There was a time in life when I was really good at hiding things. I could be in the darkest place spiritually, but on the outside everything would look great. I would write songs that would be crying for help, but I guess no one actually listened to the lyrics, because looking back on them, I was desperate.
Thankfully I have had a few close friends in life that I have been completely transparent with, and these guys truly know me. I’ve written before on the importance of community (see “From Coke to Coffee”) and these are the men in my life that have walked step by step with me.
However, now I am far from all of these friends. I am living in Georgia by myself. My family is all in Texas, and my closest friends are in Texas and Kentucky. I do have my pastor who is a good friend, but do to the nature of our work relationship we just don’t talk about certain things.
Here I am being open and honest. This isn’t a blog that is a cry for help, or a cry for sympathy… it is just me trying to be transparent and human. I don’t want to fool the world. I don’t want to fool those around me. I want people to know my heart.
Here’s my heart on my sleeve…
I’m extremely discouraged right now. I feel like I’m failing at “ministry.” I want to give up on my “philosophy of ministry” and pursue something with immediate success. I’m wrestling with whether or not I am doing an injustice to the church by not appealing to the emotions and senses of this youth generation to” get them in the door.”
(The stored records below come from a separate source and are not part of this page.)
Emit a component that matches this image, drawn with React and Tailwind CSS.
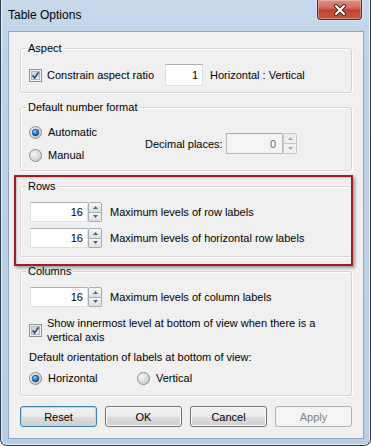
import React from "react";

function Check() {
  return (
    <svg width="13" height="13" viewBox="0 0 13 13" className="shrink-0">
      <defs>
        <linearGradient id="cbg" x1="0" y1="0" x2="1" y2="1">
          <stop offset="0" stopColor="#c9ced6" />
          <stop offset="1" stopColor="#f7f7f7" />
        </linearGradient>
      </defs>
      <rect x="0.5" y="0.5" width="12" height="12" fill="#f4f4f4" stroke="#8e8f8f" />
      <rect x="2.5" y="2.5" width="8" height="8" fill="url(#cbg)" stroke="#b0b4ba" />
      <path d="M3.6 6.4 L5.6 9 L9.6 3.3" fill="none" stroke="#3d4f94" strokeWidth="1.9" />
    </svg>
  );
}

function Radio({ checked }) {
  return (
    <svg width="13" height="13" viewBox="0 0 13 13" className="shrink-0">
      <defs>
        <radialGradient id="rbg" cx="0.35" cy="0.35" r="0.8">
          <stop offset="0" stopColor="#f6f6f6" />
          <stop offset="1" stopColor="#c2c6cb" />
        </radialGradient>
        <radialGradient id="rdot" cx="0.4" cy="0.35" r="0.7">
          <stop offset="0" stopColor="#9fdaf8" />
          <stop offset="0.5" stopColor="#2c80c2" />
          <stop offset="1" stopColor="#0d4478" />
        </radialGradient>
      </defs>
      <circle cx="6.5" cy="6.5" r="6" fill="url(#rbg)" stroke="#8a8c8e" />
      {checked && <circle cx="6.5" cy="6.5" r="3.4" fill="url(#rdot)" stroke="#1a4670" strokeWidth="0.6" />}
    </svg>
  );
}

function Spin({ disabled }) {
  const arrow = disabled ? "#a8a8a8" : "#4c607a";
  const part = disabled
    ? "flex-1 border border-[#c6c8ca] bg-[#f0f0f0] flex items-center justify-center"
    : "flex-1 border border-[#a6abb2] bg-[linear-gradient(180deg,#f7f7f7,#dedfe1)] flex items-center justify-center";
  return (
    <div className="flex flex-col w-[14px] self-stretch">
      <div className={part + " rounded-t-[2px]"}>
        <svg width="5" height="3" viewBox="0 0 5 3"><path d="M0 3 L2.5 0 L5 3Z" fill={arrow} /></svg>
      </div>
      <div className={part + " rounded-b-[2px] border-t-0"}>
        <svg width="5" height="3" viewBox="0 0 5 3"><path d="M0 0 L2.5 3 L5 0Z" fill={arrow} /></svg>
      </div>
    </div>
  );
}

function SpinField({ value, label }) {
  return (
    <div className="flex items-center h-[20px]">
      <div className="flex h-[20px] ml-[1px]">
        <div className="w-[58px] h-[20px] bg-white border border-[#dbdfe6] border-t-[#abadb3] flex items-center justify-end pr-[4px]">
          {value}
        </div>
        <Spin />
      </div>
      <span className="ml-[8px] whitespace-nowrap">{label}</span>
    </div>
  );
}

function Group({ title, className, boxClass, children }) {
  return (
    <div className={"flex flex-col " + className}>
      <span className="self-start ml-[6px] px-[2px] leading-[15px] bg-[#f0f0f0] relative z-10 -mb-[8px]">
        {title}
      </span>
      <div
        className={
          "border border-[#d5d5d5] rounded-[3px] shadow-[inset_1px_1px_0_#ffffff,1px_1px_0_#ffffff] pl-[8px] pr-[8px] flex flex-col " +
          boxClass
        }
      >
        {children}
      </div>
    </div>
  );
}

const btnGrad =
  "bg-[linear-gradient(180deg,#f2f2f2_0%,#ebebeb_50%,#dddddd_51%,#cfcfcf_100%)]";

export default function App() {
  return (
    <div className="w-[371px] h-[446px] flex flex-col border-l border-r border-b border-[#34404e] rounded-b-[7px] bg-[linear-gradient(180deg,#c9d9eb_0%,#bfd3e9_10%,#b8cde6_100%)] shadow-[inset_1px_0_0_rgba(255,255,255,0.55),inset_-1px_0_0_rgba(255,255,255,0.55),inset_0_-1px_0_rgba(255,255,255,0.55)] font-['Liberation_Sans',Arial,sans-serif] text-black overflow-hidden">
      {/* Title bar */}
      <div className="h-[31px] flex items-start justify-between pl-[7px] pr-[8px] shrink-0">
        <span className="text-[12px] leading-[16px] mt-[7px]">Table Options</span>
        <div className="w-[45px] h-[20px] rounded-b-[4px] border border-t-0 border-[#5e2720] bg-[linear-gradient(180deg,#dc8e82_0%,#cf6d5e_40%,#bd4530_55%,#c55a40_100%)] shadow-[inset_0_0_0_1px_rgba(255,255,255,0.3),0_0_3px_rgba(255,255,255,0.7)] flex items-center justify-center">
          <svg width="14" height="12" viewBox="0 0 14 12">
            <path d="M3 2 L11 10 M11 2 L3 10" stroke="#4a1a14" strokeWidth="4" strokeLinecap="round" />
            <path d="M3 2 L11 10 M11 2 L3 10" stroke="#ffffff" strokeWidth="2.2" strokeLinecap="round" />
          </svg>
        </div>
      </div>

      {/* Client area */}
      <div className="flex-1 ml-[7px] mr-[6px] mb-[6px] border border-[#92a4ba] bg-[#f0f0f0] px-[11px] pt-[9px] flex flex-col text-[11px] leading-[14px]">
        <Group title="Aspect" boxClass="pt-[15px] pb-[6px]">
          <div className="flex items-center h-[22px]">
            <div className="w-[136px] flex items-center gap-[5px]">
              <Check />
              <span className="whitespace-nowrap">Constrain aspect ratio</span>
            </div>
            <div className="w-[38px] h-[22px] bg-white border border-[#dbdfe6] border-t-[#abadb3] flex items-center justify-end pr-[4px]">
              1
            </div>
            <span className="ml-[7px] whitespace-nowrap">Horizontal : Vertical</span>
          </div>
        </Group>

        <Group title="Default number format" className="mt-[7px]" boxClass="pt-[16px] pb-[7px]">
          <div className="flex items-center">
            <div className="w-[116px] flex flex-col gap-[7px]">
              <div className="flex items-center gap-[6px] h-[16px]">
                <Radio checked />
                <span>Automatic</span>
              </div>
              <div className="flex items-center gap-[6px] h-[16px]">
                <Radio />
                <span>Manual</span>
              </div>
            </div>
            <span className="w-[81px] whitespace-nowrap">Decimal places:</span>
            <div className="flex h-[21px]">
              <div className="w-[57px] h-[21px] bg-[#f4f4f4] border border-[#b7babd] border-t-[#a5a8ab] flex items-center justify-end pr-[6px] text-[#6d6d6d]">
                0
              </div>
              <Spin disabled />
            </div>
          </div>
        </Group>

        <div className="relative mt-[8px]">
          <Group title="Rows" boxClass="pt-[15px] pb-[8px] gap-[6px]">
            <SpinField value="16" label="Maximum levels of row labels" />
            <SpinField value="16" label="Maximum levels of horizontal row labels" />
          </Group>
          <div className="absolute -top-[4px] -left-[6px] -right-[1px] -bottom-[9px] border-2 border-[#a11d22] shadow-[2px_2px_3px_rgba(0,0,0,0.35),inset_1px_1px_2px_rgba(0,0,0,0.2)] pointer-events-none z-20" />
        </div>

        <Group title="Columns" className="mt-[7px]" boxClass="pt-[15px] pb-[9px]">
          <SpinField value="16" label="Maximum levels of column labels" />
          <div className="flex items-center gap-[5px] mt-[9px]">
            <Check />
            <span className="whitespace-nowrap">
              Show innermost level at bottom of view when there is a
              <br />
              vertical axis
            </span>
          </div>
          <div className="mt-[6px] whitespace-nowrap">Default orientation of labels at bottom of view:</div>
          <div className="flex items-center mt-[6px] h-[16px]">
            <div className="w-[108px] flex items-center gap-[6px]">
              <Radio checked />
              <span>Horizontal</span>
            </div>
            <div className="flex items-center gap-[6px]">
              <Radio />
              <span>Vertical</span>
            </div>
          </div>
        </Group>

        <div className="grid grid-cols-4 gap-[8px] mt-[10px]">
          <div className={"h-[21px] rounded-[3px] border border-[#3c7fb1] shadow-[inset_0_0_0_1px_#a9dcf6] flex items-center justify-center " + btnGrad}>
            Reset
          </div>
          <div className={"h-[21px] rounded-[3px] border border-[#707070] shadow-[inset_0_0_0_1px_#fcfcfc] flex items-center justify-center " + btnGrad}>
            OK
          </div>
          <div className={"h-[21px] rounded-[3px] border border-[#707070] shadow-[inset_0_0_0_1px_#fcfcfc] flex items-center justify-center " + btnGrad}>
            Cancel
          </div>
          <div className="h-[21px] rounded-[3px] border border-[#adb2b5] bg-[#f4f4f4] text-[#838383] flex items-center justify-center">
            Apply
          </div>
        </div>
      </div>
    </div>
  );
}
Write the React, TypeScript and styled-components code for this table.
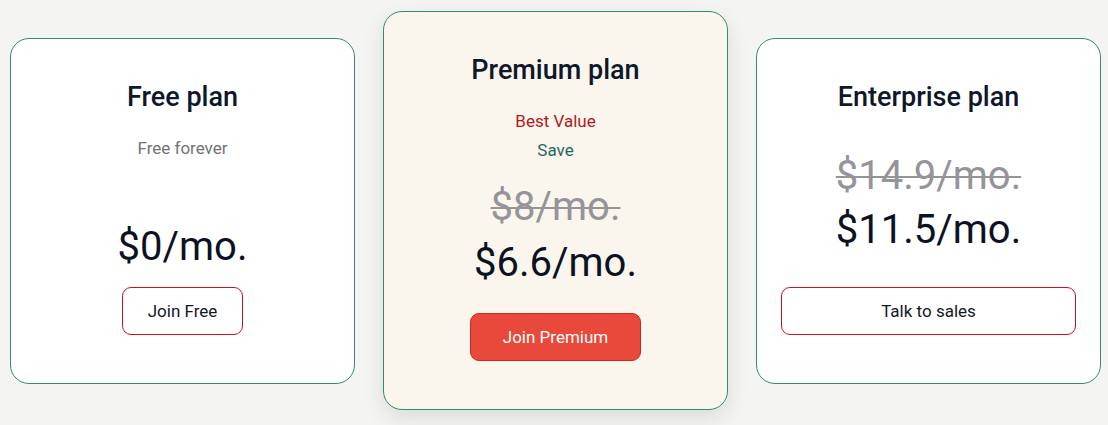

This youth ministry started out with a boost in numbers, which, even though I said was not my concern, was actually really encouraging to both the church and me. Then some of my youth started asking great questions about the Bible and this was also encouraging. But now the numbers are on the decline and the questions have ceased.
Am I fooling myself into thinking that my youth are growing spiritually? Is spiritual growth a false security to make me at ease with the numbers declining?
What about my friends’ youth ministries that are exploding? Are they seeking after God more than me? Maybe that’s why God is honoring their youth ministries? Is my own spiritual bankruptcy robbing the church of a better youth ministry?
I know that God can speak through the most incapable of people, and I know that God will lead people to a saving knowledge of him with or without us. But I also know that God honors those who honor him, and that he blesses our preparation.
What will happen when the church evaluates me? What tangible thing will they hold onto to decide whether or not I am doing my job? Will it be based on how effective of a trip planner I am? Will it be based on how many kids have been baptized? Will it be based on how much numerical growth the youth group has experienced? Will it be based on how much knowledge my youth have of the Bible? What will they use to evaluate how good of a job I am doing?
So what am I in this for? For the numbers? For the questions? For the number of kids getting baptized? Or for God’s glory? I pray that I would not take my focus off of God’s glory, but I battle with this on a daily basis.
I am honestly not looking for you to encourage me or tell me that things will be okay or to tell me that I’m doing a good job and to keep up the work. But I am asking for your prayers. Please pray for me and pray for my youth.
So if you’re one of the many that has asked me “are you doing okay?”, and I haven’t had a chance to actually have a deep conversation with you… then here’s the answer… no, I’m not doing okay. But I’ve been here before, and I’ll climb out again.
Rid Yourselves of Hypocrisy
7 years ago
3 comments:
Jeff. this makes me want to hug you. Just Don't stop. You're doing great. it just takes time. Covington is a slow place, so things happen slow.
Man, I'm gonna read all of these now. Oh, pray for me, I'm taking my Driver's Test Today.
~Brian
Many will hear, but few are called.
Don't get discouraged by the rise and fall of numbers. Sometimes numbers greatly increase so that God may reach those who are called. Take those who have stayed fast and disciple them to know Christ spiritually, intellectually, and personally. They will then be equipped to go and reach others, and they will stay the course.
Appealing to peoples emotions (especially the emotional side of the youth) will give a false and temporary "spiritual high" to those who will come crashing down when it is not rooted in Gospel Truth. True conversion does not happen from emotional highs and lows b/c the "heart is desperately wicked..who can know it?" Salvation is built on the call of God to desparate sinners who must trust His word and His love even when the emotions aren't there.
Only someone seeking Christ and His will would ask the questions that you are. I know God will be faithful to you and your ministry. I will be praying for you!
-kelly faber
(ps: you know me from java in ky ... im the one who knows brendan bell from chicago and you re-introduced us! just in case you forgot!)
I will quote something one of my old friends Jeff Martin said to me... "you're either going through a trial, preparing for one, or just got out of one." and through this, you always gave me the encouragement to know that nothing is out of the ordinary in this trial you experience. discipline is no fun at the time but what would true love be if it didn't happen? I continue to enjoy your encouragement and words and deep thoughts. Too many people these days ride the surface. I enjoy this... through high times of joy and confusing times and distraught. miss ya JMart.